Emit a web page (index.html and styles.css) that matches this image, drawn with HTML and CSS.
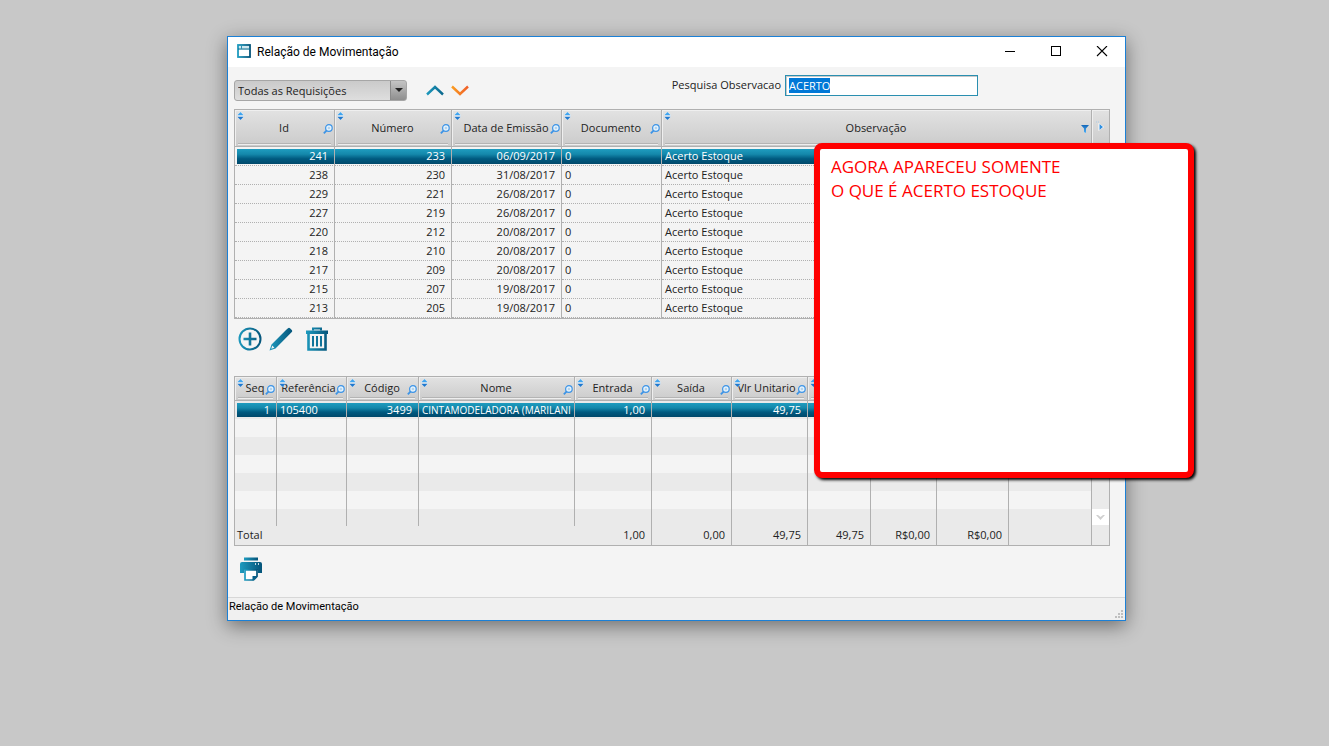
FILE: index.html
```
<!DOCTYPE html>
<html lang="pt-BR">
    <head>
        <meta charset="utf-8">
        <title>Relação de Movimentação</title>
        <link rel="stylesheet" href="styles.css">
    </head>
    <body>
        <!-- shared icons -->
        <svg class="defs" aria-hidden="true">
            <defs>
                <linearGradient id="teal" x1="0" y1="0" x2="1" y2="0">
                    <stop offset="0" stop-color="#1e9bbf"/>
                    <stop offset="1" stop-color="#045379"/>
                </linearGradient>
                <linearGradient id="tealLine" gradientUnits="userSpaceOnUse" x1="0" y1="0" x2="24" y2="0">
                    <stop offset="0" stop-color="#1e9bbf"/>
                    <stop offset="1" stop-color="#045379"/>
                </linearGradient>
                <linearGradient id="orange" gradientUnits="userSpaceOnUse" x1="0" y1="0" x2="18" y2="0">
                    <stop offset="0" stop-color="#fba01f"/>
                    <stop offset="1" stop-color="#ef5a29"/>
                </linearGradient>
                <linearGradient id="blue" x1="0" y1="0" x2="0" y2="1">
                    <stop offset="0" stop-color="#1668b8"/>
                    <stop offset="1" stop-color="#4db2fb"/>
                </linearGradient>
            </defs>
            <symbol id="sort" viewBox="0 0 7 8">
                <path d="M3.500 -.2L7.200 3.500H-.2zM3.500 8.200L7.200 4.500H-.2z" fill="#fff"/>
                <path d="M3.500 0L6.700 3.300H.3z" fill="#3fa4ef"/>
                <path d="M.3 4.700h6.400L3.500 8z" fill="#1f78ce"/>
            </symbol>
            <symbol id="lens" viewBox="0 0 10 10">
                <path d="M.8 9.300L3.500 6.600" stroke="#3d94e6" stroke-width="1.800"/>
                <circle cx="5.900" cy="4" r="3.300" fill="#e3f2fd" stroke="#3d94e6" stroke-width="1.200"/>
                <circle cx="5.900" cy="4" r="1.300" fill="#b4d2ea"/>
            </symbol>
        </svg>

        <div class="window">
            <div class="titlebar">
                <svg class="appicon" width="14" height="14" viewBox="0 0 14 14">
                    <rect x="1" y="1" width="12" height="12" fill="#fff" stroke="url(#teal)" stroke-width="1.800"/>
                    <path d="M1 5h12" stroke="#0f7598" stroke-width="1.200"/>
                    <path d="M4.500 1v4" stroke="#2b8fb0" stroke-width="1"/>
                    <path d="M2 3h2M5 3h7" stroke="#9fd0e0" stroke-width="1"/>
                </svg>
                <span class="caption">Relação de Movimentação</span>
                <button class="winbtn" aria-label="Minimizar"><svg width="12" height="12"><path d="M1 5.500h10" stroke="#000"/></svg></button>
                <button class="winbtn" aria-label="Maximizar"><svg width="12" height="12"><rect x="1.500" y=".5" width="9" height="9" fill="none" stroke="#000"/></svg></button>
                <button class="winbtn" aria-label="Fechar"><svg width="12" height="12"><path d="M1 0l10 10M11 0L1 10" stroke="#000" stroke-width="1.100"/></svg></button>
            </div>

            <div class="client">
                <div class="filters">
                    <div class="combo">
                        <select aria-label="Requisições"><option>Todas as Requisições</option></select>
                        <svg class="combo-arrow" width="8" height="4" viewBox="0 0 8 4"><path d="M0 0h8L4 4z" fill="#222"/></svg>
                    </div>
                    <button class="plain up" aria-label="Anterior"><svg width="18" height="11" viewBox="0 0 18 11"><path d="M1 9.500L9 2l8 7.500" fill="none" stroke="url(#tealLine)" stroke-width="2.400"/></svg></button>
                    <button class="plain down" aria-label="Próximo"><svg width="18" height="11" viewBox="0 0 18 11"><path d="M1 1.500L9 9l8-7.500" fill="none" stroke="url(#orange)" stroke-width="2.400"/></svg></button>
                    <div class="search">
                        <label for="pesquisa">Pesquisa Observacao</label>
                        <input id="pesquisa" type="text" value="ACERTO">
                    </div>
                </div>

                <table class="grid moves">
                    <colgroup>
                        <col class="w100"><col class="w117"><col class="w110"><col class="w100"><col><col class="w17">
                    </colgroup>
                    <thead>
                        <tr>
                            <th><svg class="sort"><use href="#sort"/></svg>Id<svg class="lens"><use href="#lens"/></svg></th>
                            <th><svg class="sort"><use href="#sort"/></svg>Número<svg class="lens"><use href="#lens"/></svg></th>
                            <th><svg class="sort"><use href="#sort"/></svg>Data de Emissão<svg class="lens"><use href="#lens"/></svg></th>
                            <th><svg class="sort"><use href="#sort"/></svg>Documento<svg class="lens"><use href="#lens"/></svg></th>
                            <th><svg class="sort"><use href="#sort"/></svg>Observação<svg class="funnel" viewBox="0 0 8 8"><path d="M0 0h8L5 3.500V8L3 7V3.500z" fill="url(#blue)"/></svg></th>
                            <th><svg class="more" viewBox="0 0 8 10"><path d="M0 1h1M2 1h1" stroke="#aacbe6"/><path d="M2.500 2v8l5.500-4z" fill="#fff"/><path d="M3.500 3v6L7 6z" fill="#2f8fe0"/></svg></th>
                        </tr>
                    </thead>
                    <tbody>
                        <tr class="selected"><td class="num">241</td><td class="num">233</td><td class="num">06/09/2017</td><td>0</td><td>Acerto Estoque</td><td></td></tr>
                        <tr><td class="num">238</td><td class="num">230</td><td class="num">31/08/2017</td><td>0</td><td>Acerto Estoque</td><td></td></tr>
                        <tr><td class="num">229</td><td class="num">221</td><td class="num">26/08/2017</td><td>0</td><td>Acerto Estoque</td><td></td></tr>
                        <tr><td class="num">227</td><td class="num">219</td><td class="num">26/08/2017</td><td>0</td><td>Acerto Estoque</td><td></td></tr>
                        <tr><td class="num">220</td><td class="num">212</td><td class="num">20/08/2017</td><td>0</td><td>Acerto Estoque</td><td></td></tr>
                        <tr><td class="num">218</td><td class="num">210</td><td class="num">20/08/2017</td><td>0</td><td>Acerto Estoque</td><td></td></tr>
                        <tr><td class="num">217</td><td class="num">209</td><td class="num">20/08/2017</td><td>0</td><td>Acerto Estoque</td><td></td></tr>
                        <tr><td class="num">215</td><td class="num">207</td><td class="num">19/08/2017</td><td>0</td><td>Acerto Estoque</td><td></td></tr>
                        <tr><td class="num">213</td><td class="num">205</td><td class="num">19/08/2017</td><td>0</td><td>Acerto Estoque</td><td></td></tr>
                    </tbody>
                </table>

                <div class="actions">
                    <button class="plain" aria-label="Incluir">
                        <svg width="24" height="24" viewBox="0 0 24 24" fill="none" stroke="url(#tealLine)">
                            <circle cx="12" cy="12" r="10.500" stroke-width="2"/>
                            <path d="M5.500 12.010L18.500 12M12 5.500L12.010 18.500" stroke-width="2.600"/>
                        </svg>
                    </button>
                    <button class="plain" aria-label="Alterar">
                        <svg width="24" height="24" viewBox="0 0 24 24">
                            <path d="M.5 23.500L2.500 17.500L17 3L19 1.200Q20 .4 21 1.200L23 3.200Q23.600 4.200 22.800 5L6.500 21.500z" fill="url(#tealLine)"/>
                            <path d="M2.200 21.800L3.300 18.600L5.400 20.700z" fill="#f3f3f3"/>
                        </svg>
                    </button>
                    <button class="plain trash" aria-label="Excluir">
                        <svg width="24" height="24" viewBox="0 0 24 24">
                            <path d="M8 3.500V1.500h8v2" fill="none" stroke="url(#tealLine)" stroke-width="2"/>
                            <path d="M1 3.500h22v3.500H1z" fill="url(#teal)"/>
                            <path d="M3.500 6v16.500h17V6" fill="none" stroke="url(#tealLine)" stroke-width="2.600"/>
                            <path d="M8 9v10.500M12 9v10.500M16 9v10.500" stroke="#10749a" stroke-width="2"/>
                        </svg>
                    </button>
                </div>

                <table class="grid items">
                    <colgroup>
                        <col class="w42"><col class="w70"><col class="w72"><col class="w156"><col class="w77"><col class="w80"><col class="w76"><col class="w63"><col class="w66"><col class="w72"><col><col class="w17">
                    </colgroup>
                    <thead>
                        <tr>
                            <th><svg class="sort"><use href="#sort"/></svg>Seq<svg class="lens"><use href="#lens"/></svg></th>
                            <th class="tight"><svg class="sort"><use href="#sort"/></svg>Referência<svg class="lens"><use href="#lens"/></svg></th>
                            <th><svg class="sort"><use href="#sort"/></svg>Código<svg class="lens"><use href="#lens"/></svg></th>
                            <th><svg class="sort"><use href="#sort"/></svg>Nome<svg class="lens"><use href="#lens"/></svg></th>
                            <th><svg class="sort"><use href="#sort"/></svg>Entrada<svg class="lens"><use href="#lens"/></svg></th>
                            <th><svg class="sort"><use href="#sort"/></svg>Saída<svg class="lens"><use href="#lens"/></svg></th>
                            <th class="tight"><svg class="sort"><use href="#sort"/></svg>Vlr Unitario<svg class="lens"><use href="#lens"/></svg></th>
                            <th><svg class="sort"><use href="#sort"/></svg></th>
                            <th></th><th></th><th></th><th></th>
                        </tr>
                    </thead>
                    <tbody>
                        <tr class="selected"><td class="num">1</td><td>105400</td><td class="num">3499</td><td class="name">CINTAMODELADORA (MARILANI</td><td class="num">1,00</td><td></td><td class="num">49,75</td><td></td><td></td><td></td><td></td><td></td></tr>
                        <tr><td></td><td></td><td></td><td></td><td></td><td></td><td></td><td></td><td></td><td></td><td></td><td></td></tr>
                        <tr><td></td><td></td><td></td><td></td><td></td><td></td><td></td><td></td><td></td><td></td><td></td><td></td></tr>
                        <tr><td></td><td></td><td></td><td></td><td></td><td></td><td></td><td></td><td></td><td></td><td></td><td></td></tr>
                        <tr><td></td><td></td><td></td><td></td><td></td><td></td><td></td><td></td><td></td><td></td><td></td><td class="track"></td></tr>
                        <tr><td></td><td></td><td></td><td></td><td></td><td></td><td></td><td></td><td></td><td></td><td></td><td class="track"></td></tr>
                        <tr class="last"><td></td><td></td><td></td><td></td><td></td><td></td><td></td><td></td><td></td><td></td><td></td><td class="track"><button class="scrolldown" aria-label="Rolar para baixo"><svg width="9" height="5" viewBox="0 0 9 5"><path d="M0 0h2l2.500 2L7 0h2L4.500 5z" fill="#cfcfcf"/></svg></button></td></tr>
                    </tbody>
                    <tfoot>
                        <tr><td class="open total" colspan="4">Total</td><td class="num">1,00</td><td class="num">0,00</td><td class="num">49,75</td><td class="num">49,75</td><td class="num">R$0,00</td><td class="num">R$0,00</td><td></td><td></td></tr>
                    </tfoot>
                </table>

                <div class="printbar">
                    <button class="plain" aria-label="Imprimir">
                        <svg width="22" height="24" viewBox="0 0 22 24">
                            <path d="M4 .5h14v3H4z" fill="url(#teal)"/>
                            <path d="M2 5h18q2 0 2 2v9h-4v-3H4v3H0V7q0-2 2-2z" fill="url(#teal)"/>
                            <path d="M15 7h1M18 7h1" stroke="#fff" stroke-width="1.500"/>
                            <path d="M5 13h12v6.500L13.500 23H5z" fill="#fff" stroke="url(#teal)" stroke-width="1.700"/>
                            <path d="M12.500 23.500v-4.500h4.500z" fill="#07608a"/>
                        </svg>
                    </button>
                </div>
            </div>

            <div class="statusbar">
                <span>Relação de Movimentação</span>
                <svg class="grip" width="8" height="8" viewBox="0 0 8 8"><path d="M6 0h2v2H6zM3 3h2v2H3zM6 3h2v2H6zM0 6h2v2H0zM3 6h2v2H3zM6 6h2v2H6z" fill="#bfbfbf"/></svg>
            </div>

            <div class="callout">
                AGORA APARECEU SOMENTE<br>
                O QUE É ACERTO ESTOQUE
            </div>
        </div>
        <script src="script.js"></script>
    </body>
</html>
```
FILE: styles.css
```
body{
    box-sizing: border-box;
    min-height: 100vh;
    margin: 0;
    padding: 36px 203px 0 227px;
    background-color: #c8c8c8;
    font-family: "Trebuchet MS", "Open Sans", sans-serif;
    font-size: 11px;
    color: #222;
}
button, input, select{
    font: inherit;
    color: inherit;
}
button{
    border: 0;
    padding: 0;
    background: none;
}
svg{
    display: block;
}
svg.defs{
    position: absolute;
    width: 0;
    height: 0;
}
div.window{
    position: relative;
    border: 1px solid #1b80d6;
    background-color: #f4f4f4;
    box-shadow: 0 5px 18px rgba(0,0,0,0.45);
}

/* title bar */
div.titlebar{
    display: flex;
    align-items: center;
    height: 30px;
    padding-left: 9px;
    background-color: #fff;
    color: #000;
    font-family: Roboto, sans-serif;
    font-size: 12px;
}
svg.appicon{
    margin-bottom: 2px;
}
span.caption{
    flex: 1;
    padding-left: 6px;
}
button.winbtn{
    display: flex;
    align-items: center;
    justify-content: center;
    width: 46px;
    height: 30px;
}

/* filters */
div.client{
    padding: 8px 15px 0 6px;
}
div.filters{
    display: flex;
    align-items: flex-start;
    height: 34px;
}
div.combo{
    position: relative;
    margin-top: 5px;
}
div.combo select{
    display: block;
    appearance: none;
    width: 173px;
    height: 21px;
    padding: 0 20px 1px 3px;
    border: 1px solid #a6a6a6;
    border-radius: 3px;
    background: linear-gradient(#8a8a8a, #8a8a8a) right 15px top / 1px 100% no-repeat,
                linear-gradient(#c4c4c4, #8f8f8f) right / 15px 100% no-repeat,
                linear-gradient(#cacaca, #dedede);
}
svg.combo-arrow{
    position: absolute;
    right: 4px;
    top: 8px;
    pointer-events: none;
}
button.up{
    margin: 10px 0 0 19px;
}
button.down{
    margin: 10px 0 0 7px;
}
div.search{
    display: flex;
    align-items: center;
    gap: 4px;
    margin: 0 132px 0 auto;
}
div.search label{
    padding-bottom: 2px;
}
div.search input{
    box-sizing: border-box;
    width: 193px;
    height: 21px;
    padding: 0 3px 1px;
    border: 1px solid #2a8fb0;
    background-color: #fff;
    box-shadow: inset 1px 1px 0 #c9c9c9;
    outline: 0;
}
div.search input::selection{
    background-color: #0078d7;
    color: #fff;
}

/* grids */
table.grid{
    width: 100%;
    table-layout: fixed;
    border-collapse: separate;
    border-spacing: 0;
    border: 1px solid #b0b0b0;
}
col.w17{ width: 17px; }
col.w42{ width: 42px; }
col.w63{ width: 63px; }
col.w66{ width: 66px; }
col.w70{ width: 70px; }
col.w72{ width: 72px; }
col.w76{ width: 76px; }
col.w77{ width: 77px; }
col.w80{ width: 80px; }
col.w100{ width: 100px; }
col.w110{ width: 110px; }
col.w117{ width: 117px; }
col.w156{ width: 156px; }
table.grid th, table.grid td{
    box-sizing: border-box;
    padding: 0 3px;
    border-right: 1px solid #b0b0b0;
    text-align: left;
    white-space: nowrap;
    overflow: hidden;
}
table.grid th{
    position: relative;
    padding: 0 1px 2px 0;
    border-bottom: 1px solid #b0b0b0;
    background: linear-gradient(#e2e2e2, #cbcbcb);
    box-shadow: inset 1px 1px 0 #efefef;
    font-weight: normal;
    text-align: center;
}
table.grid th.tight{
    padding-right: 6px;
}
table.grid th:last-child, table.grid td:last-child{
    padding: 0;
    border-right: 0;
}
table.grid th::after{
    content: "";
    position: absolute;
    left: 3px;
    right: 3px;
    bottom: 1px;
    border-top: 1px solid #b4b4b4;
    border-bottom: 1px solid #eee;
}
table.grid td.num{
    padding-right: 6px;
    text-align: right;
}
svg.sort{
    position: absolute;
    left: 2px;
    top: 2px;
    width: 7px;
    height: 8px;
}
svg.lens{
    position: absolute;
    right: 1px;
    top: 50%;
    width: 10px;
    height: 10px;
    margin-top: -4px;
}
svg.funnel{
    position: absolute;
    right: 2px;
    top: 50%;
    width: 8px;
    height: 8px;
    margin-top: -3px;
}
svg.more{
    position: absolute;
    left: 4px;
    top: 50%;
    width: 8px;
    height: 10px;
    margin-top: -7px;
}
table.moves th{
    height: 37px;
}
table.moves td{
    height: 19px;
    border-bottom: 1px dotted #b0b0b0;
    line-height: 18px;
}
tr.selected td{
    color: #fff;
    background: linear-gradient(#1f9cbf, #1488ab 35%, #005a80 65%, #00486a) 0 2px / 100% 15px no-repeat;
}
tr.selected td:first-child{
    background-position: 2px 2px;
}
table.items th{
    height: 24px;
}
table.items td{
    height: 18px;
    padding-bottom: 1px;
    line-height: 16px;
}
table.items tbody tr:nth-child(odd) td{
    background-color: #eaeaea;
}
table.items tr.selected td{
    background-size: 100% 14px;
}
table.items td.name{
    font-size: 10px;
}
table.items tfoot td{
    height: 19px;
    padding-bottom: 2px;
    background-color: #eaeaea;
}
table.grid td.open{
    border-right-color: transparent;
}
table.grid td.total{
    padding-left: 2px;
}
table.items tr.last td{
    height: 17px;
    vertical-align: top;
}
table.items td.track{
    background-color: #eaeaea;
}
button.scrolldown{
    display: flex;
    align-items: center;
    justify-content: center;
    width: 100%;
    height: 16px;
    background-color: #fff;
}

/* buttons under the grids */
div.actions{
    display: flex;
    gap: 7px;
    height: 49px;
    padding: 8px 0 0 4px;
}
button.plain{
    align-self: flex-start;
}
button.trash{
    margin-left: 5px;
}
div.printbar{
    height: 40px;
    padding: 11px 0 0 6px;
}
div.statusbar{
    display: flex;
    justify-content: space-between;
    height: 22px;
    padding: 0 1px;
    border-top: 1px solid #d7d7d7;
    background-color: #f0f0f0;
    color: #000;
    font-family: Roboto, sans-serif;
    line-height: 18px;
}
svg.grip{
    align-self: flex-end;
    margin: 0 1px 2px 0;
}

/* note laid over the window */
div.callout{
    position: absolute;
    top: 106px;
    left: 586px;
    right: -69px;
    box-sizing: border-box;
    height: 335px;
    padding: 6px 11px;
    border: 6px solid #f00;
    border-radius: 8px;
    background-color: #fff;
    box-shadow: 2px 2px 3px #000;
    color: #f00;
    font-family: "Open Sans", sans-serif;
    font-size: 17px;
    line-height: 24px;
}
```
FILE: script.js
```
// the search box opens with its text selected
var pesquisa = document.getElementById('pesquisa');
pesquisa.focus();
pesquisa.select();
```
^^^^
> Requirements
Every line of the listing that holds "with" should be found and copied.

> Full solution
Emit a web page (index.html and styles.css) that matches this image, drawn with HTML and CSS.
// the search box opens with its text selected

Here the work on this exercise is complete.